Aim »
Write out the listing below in full and exactly, leaving out every picture.

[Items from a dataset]
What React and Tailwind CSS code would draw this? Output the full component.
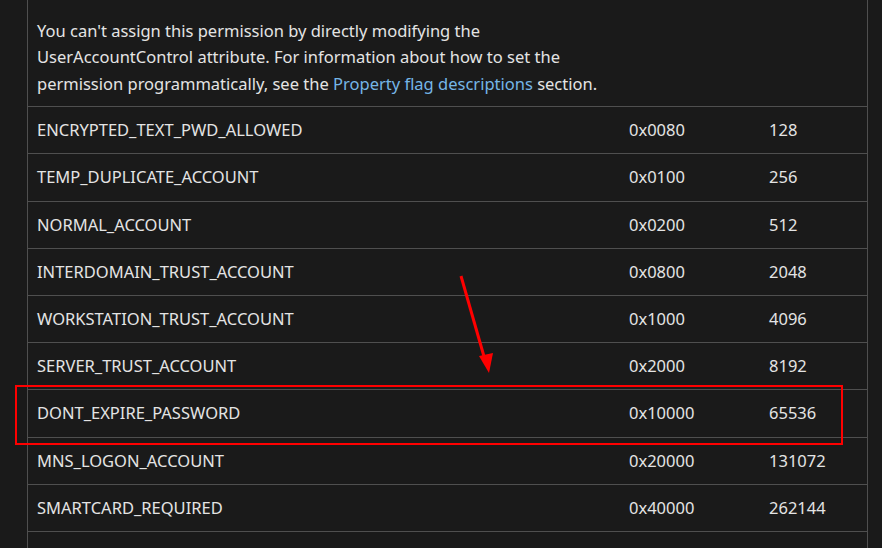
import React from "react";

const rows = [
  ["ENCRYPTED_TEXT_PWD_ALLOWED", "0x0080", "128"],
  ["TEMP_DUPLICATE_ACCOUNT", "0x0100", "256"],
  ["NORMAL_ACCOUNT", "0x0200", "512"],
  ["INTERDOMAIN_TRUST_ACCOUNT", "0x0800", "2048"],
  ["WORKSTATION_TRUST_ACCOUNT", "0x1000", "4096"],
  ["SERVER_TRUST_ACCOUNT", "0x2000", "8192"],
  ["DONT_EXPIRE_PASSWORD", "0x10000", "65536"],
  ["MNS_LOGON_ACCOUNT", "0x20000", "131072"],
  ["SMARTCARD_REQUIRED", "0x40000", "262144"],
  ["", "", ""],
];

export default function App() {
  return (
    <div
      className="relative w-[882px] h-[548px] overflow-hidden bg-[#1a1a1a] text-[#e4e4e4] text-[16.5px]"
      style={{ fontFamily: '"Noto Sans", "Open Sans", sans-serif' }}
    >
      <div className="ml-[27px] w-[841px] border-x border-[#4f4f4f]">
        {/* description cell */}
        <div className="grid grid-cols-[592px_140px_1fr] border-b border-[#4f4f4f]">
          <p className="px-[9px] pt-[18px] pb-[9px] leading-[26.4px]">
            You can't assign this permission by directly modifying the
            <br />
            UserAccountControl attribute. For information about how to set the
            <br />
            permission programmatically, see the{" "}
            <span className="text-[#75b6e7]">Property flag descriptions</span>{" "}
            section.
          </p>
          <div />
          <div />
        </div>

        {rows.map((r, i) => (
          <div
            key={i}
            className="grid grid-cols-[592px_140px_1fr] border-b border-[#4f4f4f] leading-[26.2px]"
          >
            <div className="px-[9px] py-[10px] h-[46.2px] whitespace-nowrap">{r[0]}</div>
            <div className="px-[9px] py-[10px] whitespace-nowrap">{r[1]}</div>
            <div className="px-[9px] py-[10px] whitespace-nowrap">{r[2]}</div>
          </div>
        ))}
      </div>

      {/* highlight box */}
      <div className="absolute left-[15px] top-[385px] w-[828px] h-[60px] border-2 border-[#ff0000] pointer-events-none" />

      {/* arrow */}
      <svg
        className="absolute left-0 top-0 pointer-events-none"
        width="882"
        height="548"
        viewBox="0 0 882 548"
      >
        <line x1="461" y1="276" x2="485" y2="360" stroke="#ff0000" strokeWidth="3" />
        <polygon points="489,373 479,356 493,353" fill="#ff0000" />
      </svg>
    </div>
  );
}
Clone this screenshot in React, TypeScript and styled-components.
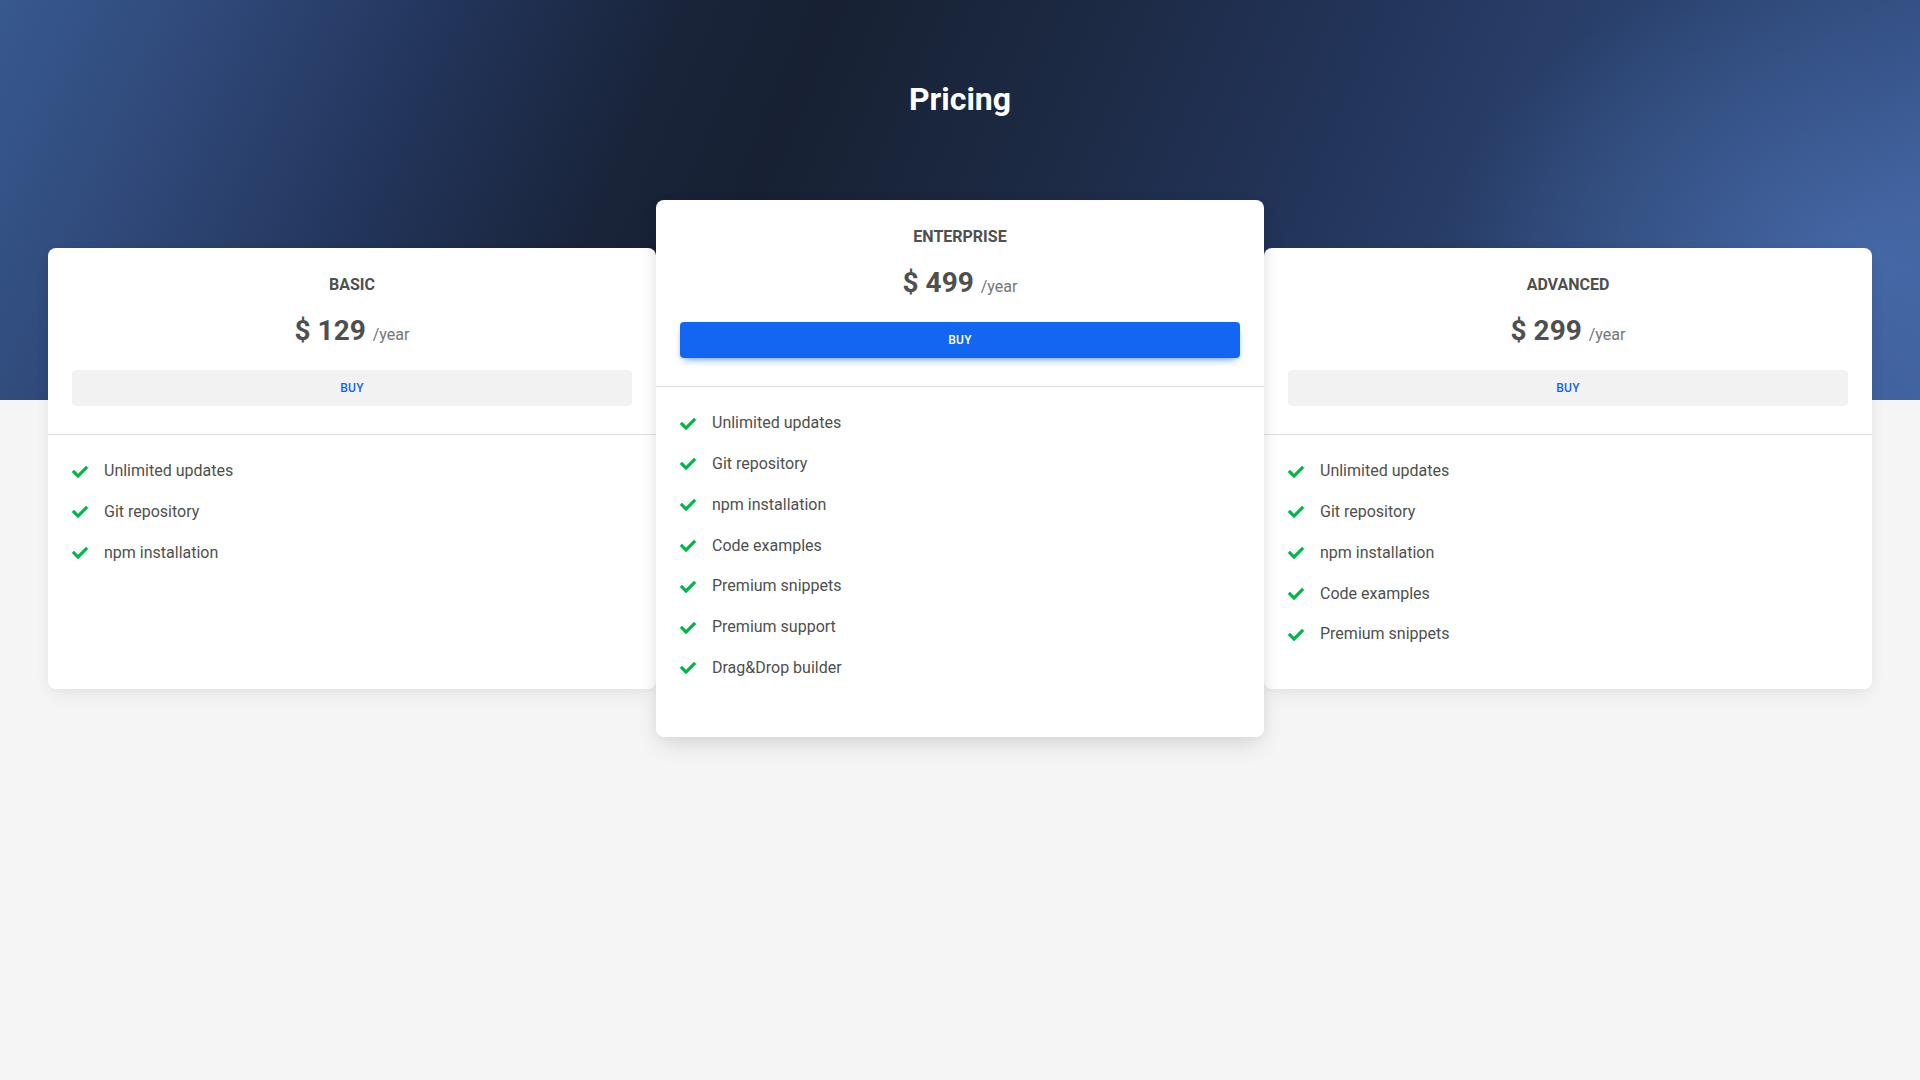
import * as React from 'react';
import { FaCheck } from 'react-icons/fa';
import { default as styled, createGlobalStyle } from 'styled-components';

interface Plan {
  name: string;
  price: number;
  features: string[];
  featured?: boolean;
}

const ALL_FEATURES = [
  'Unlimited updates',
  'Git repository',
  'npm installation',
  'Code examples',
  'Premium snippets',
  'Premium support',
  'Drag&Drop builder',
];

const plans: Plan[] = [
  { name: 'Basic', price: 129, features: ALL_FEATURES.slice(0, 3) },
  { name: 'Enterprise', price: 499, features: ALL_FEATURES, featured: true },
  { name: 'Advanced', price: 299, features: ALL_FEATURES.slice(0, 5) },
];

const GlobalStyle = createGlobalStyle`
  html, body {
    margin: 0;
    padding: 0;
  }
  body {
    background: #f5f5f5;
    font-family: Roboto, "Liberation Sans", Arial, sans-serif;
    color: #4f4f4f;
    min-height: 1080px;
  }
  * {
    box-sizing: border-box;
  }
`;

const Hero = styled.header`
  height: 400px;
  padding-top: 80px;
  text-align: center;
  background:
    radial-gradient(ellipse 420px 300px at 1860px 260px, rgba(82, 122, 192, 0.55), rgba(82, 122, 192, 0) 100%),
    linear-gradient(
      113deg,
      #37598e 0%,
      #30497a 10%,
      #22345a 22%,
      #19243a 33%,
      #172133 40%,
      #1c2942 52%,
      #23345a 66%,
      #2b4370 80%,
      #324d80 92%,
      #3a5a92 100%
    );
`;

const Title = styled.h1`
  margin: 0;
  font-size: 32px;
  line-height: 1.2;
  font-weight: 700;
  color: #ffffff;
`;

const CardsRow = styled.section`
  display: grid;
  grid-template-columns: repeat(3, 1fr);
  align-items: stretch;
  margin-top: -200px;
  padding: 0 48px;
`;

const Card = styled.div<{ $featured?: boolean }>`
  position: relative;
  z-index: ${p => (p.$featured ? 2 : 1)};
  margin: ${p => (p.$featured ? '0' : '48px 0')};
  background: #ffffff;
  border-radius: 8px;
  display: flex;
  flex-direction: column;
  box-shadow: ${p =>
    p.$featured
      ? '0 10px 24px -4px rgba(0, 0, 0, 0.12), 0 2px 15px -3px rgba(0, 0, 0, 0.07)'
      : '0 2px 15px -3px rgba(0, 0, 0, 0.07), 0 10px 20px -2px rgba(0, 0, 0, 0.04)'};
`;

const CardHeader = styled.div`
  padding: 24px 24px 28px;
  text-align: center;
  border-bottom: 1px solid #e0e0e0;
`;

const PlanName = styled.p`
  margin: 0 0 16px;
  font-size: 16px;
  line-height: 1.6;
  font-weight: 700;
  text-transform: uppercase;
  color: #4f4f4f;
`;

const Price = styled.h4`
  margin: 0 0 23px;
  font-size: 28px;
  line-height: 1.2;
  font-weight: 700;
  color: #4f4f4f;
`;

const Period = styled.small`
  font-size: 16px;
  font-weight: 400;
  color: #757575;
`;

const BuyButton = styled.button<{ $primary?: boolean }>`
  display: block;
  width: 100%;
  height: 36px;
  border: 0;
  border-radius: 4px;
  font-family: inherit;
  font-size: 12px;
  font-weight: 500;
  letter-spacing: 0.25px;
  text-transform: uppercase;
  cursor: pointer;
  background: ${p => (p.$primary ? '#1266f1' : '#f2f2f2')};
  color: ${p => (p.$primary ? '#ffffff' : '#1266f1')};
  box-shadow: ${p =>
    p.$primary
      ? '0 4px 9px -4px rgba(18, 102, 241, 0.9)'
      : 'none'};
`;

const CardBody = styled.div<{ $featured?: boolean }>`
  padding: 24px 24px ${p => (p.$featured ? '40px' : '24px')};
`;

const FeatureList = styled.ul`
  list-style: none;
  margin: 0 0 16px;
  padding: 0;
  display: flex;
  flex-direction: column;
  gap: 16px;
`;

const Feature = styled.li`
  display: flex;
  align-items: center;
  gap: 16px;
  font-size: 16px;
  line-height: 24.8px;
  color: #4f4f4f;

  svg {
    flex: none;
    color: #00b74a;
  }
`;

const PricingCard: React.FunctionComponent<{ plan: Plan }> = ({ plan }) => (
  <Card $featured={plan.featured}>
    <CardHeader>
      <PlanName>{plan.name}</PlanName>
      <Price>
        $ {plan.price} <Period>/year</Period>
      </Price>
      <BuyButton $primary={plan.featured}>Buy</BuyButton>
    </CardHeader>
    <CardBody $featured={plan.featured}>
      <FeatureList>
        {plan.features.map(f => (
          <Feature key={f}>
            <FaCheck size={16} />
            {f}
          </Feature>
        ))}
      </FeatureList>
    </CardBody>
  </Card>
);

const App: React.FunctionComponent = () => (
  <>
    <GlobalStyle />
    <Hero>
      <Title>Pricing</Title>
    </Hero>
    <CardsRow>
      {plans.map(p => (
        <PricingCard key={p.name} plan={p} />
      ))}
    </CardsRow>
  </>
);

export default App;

Result of the exercise »
What React and Tailwind CSS code would draw this? Output the full component.
import React from "react";

const rows = [
  ["ENCRYPTED_TEXT_PWD_ALLOWED", "0x0080", "128"],
  ["TEMP_DUPLICATE_ACCOUNT", "0x0100", "256"],
  ["NORMAL_ACCOUNT", "0x0200", "512"],
  ["INTERDOMAIN_TRUST_ACCOUNT", "0x0800", "2048"],
  ["WORKSTATION_TRUST_ACCOUNT", "0x1000", "4096"],
  ["SERVER_TRUST_ACCOUNT", "0x2000", "8192"],
  ["DONT_EXPIRE_PASSWORD", "0x10000", "65536"],
  ["MNS_LOGON_ACCOUNT", "0x20000", "131072"],
  ["SMARTCARD_REQUIRED", "0x40000", "262144"],
  ["", "", ""],
];

export default function App() {
  return (
    <div
      className="relative w-[882px] h-[548px] overflow-hidden bg-[#1a1a1a] text-[#e4e4e4] text-[16.5px]"
      style={{ fontFamily: '"Noto Sans", "Open Sans", sans-serif' }}
    >
      <div className="ml-[27px] w-[841px] border-x border-[#4f4f4f]">
        {/* description cell */}
        <div className="grid grid-cols-[592px_140px_1fr] border-b border-[#4f4f4f]">
          <p className="px-[9px] pt-[18px] pb-[9px] leading-[26.4px]">
            You can't assign this permission by directly modifying the
            <br />
            UserAccountControl attribute. For information about how to set the
            <br />
            permission programmatically, see the{" "}
            <span className="text-[#75b6e7]">Property flag descriptions</span>{" "}
            section.
          </p>
          <div />
          <div />
        </div>

        {rows.map((r, i) => (
          <div
            key={i}
            className="grid grid-cols-[592px_140px_1fr] border-b border-[#4f4f4f] leading-[26.2px]"
          >
            <div className="px-[9px] py-[10px] h-[46.2px] whitespace-nowrap">{r[0]}</div>
            <div className="px-[9px] py-[10px] whitespace-nowrap">{r[1]}</div>
            <div className="px-[9px] py-[10px] whitespace-nowrap">{r[2]}</div>
          </div>
        ))}
      </div>

      {/* highlight box */}
      <div className="absolute left-[15px] top-[385px] w-[828px] h-[60px] border-2 border-[#ff0000] pointer-events-none" />

      {/* arrow */}
      <svg
        className="absolute left-0 top-0 pointer-events-none"
        width="882"
        height="548"
        viewBox="0 0 882 548"
      >
        <line x1="461" y1="276" x2="485" y2="360" stroke="#ff0000" strokeWidth="3" />
        <polygon points="489,373 479,356 493,353" fill="#ff0000" />
      </svg>
    </div>
  );
}
Clone this screenshot in React, TypeScript and styled-components.
import * as React from 'react';
import { FaCheck } from 'react-icons/fa';
import { default as styled, createGlobalStyle } from 'styled-components';

interface Plan {
  name: string;
  price: number;
  features: string[];
  featured?: boolean;
}

const ALL_FEATURES = [
  'Unlimited updates',
  'Git repository',
  'npm installation',
  'Code examples',
  'Premium snippets',
  'Premium support',
  'Drag&Drop builder',
];

const plans: Plan[] = [
  { name: 'Basic', price: 129, features: ALL_FEATURES.slice(0, 3) },
  { name: 'Enterprise', price: 499, features: ALL_FEATURES, featured: true },
  { name: 'Advanced', price: 299, features: ALL_FEATURES.slice(0, 5) },
];

const GlobalStyle = createGlobalStyle`
  html, body {
    margin: 0;
    padding: 0;
  }
  body {
    background: #f5f5f5;
    font-family: Roboto, "Liberation Sans", Arial, sans-serif;
    color: #4f4f4f;
    min-height: 1080px;
  }
  * {
    box-sizing: border-box;
  }
`;

const Hero = styled.header`
  height: 400px;
  padding-top: 80px;
  text-align: center;
  background:
    radial-gradient(ellipse 420px 300px at 1860px 260px, rgba(82, 122, 192, 0.55), rgba(82, 122, 192, 0) 100%),
    linear-gradient(
      113deg,
      #37598e 0%,
      #30497a 10%,
      #22345a 22%,
      #19243a 33%,
      #172133 40%,
      #1c2942 52%,
      #23345a 66%,
      #2b4370 80%,
      #324d80 92%,
      #3a5a92 100%
    );
`;

const Title = styled.h1`
  margin: 0;
  font-size: 32px;
  line-height: 1.2;
  font-weight: 700;
  color: #ffffff;
`;

const CardsRow = styled.section`
  display: grid;
  grid-template-columns: repeat(3, 1fr);
  align-items: stretch;
  margin-top: -200px;
  padding: 0 48px;
`;

const Card = styled.div<{ $featured?: boolean }>`
  position: relative;
  z-index: ${p => (p.$featured ? 2 : 1)};
  margin: ${p => (p.$featured ? '0' : '48px 0')};
  background: #ffffff;
  border-radius: 8px;
  display: flex;
  flex-direction: column;
  box-shadow: ${p =>
    p.$featured
      ? '0 10px 24px -4px rgba(0, 0, 0, 0.12), 0 2px 15px -3px rgba(0, 0, 0, 0.07)'
      : '0 2px 15px -3px rgba(0, 0, 0, 0.07), 0 10px 20px -2px rgba(0, 0, 0, 0.04)'};
`;

const CardHeader = styled.div`
  padding: 24px 24px 28px;
  text-align: center;
  border-bottom: 1px solid #e0e0e0;
`;

const PlanName = styled.p`
  margin: 0 0 16px;
  font-size: 16px;
  line-height: 1.6;
  font-weight: 700;
  text-transform: uppercase;
  color: #4f4f4f;
`;

const Price = styled.h4`
  margin: 0 0 23px;
  font-size: 28px;
  line-height: 1.2;
  font-weight: 700;
  color: #4f4f4f;
`;

const Period = styled.small`
  font-size: 16px;
  font-weight: 400;
  color: #757575;
`;

const BuyButton = styled.button<{ $primary?: boolean }>`
  display: block;
  width: 100%;
  height: 36px;
  border: 0;
  border-radius: 4px;
  font-family: inherit;
  font-size: 12px;
  font-weight: 500;
  letter-spacing: 0.25px;
  text-transform: uppercase;
  cursor: pointer;
  background: ${p => (p.$primary ? '#1266f1' : '#f2f2f2')};
  color: ${p => (p.$primary ? '#ffffff' : '#1266f1')};
  box-shadow: ${p =>
    p.$primary
      ? '0 4px 9px -4px rgba(18, 102, 241, 0.9)'
      : 'none'};
`;

const CardBody = styled.div<{ $featured?: boolean }>`
  padding: 24px 24px ${p => (p.$featured ? '40px' : '24px')};
`;

const FeatureList = styled.ul`
  list-style: none;
  margin: 0 0 16px;
  padding: 0;
  display: flex;
  flex-direction: column;
  gap: 16px;
`;

const Feature = styled.li`
  display: flex;
  align-items: center;
  gap: 16px;
  font-size: 16px;
  line-height: 24.8px;
  color: #4f4f4f;

  svg {
    flex: none;
    color: #00b74a;
  }
`;

const PricingCard: React.FunctionComponent<{ plan: Plan }> = ({ plan }) => (
  <Card $featured={plan.featured}>
    <CardHeader>
      <PlanName>{plan.name}</PlanName>
      <Price>
        $ {plan.price} <Period>/year</Period>
      </Price>
      <BuyButton $primary={plan.featured}>Buy</BuyButton>
    </CardHeader>
    <CardBody $featured={plan.featured}>
      <FeatureList>
        {plan.features.map(f => (
          <Feature key={f}>
            <FaCheck size={16} />
            {f}
          </Feature>
        ))}
      </FeatureList>
    </CardBody>
  </Card>
);

const App: React.FunctionComponent = () => (
  <>
    <GlobalStyle />
    <Hero>
      <Title>Pricing</Title>
    </Hero>
    <CardsRow>
      {plans.map(p => (
        <PricingCard key={p.name} plan={p} />
      ))}
    </CardsRow>
  </>
);

export default App;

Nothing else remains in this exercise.